» **TASK GOAL**: Report back each line of the records that contains the string "React".

» **DATA SECTION**:
+ + + + + + +

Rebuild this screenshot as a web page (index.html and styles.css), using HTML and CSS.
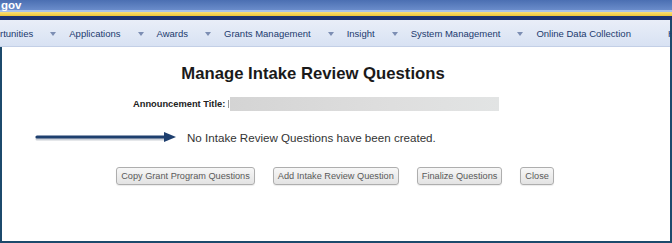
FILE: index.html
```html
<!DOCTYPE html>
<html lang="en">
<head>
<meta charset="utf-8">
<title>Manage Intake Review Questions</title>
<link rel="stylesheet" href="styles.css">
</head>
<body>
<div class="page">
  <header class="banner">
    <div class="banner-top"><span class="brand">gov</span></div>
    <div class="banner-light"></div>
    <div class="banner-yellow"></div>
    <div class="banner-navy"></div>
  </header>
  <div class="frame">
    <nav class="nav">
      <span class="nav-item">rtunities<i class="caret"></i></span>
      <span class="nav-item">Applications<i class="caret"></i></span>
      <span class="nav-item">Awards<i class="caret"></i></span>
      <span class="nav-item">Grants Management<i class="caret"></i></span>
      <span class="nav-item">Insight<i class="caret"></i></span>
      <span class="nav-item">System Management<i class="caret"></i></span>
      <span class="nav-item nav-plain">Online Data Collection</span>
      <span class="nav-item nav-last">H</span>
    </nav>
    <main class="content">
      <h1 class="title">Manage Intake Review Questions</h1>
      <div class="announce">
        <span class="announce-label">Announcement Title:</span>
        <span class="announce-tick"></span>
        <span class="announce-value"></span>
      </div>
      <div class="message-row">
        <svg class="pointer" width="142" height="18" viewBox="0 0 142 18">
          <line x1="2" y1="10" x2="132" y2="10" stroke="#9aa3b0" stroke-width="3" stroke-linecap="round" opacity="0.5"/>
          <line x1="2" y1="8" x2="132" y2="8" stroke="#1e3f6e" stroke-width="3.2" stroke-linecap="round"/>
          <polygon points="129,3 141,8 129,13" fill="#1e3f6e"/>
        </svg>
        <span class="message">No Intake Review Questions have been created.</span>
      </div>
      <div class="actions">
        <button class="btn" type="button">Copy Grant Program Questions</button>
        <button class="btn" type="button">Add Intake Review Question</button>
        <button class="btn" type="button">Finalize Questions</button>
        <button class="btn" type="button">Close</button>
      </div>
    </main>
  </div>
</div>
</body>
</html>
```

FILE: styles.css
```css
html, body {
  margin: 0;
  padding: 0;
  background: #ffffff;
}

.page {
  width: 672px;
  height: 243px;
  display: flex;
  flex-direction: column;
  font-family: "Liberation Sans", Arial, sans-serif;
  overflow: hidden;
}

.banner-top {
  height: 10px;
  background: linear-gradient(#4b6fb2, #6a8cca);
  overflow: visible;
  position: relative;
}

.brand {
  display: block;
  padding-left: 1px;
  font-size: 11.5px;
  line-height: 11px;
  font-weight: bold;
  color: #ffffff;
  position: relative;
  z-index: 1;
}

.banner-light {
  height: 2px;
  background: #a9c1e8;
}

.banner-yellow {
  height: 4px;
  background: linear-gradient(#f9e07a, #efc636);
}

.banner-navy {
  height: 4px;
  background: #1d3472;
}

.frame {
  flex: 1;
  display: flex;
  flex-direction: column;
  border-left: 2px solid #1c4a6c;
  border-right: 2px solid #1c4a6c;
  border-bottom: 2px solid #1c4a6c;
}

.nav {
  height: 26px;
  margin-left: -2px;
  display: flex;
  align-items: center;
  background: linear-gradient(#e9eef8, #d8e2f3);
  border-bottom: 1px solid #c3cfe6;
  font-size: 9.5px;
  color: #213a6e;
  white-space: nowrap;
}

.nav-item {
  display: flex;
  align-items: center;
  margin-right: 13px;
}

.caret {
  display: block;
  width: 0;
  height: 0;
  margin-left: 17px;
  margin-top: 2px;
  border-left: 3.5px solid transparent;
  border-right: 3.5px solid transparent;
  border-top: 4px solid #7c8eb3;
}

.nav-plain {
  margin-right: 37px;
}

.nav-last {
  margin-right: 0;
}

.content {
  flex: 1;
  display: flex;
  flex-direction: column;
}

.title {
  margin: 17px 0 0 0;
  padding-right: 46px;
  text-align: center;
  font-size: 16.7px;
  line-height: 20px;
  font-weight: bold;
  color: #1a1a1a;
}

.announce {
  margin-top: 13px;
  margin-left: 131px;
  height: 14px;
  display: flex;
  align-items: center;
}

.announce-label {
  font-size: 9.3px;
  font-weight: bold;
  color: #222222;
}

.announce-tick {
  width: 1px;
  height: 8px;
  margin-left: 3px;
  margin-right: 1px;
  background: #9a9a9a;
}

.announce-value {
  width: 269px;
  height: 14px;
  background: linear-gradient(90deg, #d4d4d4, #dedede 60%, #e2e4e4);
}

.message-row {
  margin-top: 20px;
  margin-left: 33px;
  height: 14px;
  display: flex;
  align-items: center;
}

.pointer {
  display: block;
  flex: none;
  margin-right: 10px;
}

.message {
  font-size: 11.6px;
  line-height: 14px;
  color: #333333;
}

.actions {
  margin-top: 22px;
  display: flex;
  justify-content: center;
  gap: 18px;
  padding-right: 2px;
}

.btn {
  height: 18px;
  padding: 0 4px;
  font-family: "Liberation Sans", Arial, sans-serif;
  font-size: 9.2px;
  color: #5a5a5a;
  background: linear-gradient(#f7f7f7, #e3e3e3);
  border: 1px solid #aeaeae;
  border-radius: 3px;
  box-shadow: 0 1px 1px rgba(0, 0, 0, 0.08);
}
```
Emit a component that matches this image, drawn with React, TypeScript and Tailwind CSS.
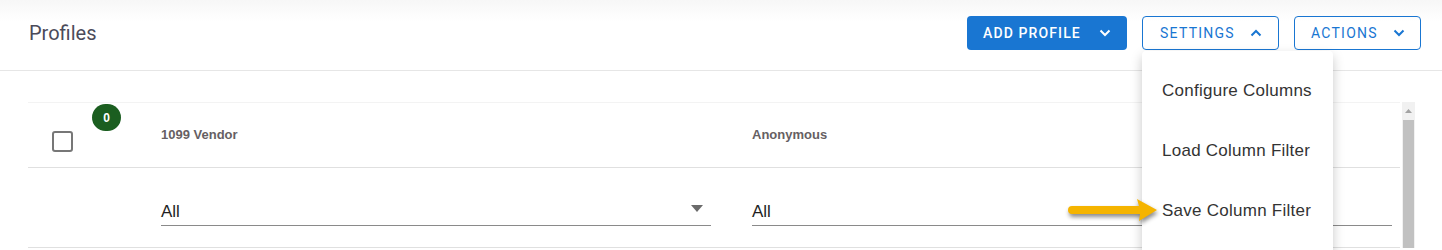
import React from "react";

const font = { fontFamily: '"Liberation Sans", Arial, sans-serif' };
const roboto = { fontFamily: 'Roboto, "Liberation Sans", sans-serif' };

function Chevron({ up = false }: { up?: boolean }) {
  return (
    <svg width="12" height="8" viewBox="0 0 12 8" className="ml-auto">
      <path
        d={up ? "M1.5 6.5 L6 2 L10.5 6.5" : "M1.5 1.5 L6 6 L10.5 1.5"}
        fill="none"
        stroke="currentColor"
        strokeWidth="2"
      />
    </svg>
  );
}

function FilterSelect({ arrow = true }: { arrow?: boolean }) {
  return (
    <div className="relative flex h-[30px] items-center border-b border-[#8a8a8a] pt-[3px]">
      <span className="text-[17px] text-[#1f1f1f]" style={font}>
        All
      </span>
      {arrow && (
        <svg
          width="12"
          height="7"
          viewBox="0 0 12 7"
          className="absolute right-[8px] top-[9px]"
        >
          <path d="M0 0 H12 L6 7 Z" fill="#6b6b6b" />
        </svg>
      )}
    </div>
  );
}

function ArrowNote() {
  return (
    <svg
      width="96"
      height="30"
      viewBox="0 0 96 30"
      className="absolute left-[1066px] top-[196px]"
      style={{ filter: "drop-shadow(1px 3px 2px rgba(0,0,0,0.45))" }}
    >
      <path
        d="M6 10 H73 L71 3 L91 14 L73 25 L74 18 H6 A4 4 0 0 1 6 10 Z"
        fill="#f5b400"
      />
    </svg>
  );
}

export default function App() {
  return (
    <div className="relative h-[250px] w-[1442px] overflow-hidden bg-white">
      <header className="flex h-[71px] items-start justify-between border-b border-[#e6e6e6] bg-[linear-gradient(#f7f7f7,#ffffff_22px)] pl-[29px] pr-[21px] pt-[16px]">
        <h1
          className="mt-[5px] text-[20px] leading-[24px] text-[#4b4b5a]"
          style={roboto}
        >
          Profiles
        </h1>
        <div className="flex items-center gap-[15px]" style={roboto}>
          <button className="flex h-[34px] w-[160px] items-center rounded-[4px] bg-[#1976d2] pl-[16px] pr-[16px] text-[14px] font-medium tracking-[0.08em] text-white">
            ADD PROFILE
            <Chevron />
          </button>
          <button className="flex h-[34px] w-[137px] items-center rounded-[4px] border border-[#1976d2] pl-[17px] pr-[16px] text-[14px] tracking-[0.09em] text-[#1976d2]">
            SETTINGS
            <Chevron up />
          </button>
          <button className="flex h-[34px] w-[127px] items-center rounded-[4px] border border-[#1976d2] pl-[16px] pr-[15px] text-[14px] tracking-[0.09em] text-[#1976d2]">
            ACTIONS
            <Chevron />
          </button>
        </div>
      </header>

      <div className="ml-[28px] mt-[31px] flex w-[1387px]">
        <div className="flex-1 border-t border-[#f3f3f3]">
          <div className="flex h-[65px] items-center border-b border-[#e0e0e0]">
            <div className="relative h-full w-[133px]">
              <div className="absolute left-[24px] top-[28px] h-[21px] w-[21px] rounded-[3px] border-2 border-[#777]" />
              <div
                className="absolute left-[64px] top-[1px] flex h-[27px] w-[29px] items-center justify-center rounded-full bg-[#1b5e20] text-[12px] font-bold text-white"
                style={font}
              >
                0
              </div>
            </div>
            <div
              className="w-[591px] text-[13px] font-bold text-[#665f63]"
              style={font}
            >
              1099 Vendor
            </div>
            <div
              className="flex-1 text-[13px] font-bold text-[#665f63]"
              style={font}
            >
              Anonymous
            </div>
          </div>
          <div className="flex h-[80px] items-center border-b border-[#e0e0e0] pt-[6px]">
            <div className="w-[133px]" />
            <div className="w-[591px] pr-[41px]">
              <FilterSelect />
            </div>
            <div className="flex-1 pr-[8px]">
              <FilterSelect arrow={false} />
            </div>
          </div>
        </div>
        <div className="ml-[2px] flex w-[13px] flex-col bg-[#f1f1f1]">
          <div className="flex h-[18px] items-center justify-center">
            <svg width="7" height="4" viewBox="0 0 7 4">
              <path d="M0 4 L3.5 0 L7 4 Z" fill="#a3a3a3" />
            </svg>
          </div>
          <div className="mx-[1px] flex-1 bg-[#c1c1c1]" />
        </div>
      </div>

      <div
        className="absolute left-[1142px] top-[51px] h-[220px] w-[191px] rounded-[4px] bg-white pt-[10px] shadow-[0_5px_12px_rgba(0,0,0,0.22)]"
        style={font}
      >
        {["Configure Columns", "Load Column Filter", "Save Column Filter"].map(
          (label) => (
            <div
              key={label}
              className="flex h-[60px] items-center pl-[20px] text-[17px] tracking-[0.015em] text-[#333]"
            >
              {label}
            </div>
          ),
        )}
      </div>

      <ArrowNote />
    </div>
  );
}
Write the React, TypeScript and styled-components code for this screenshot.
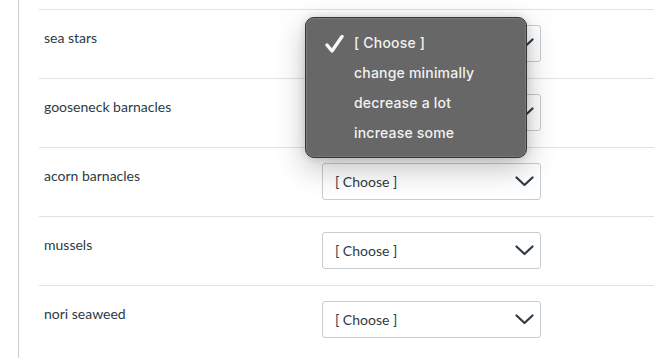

+ + + + + + +

» **SOLUTION TO THE EXERCISE**:
Emit a component that matches this image, drawn with React, TypeScript and Tailwind CSS.
import React from "react";
Write the React, TypeScript and styled-components code for this screenshot.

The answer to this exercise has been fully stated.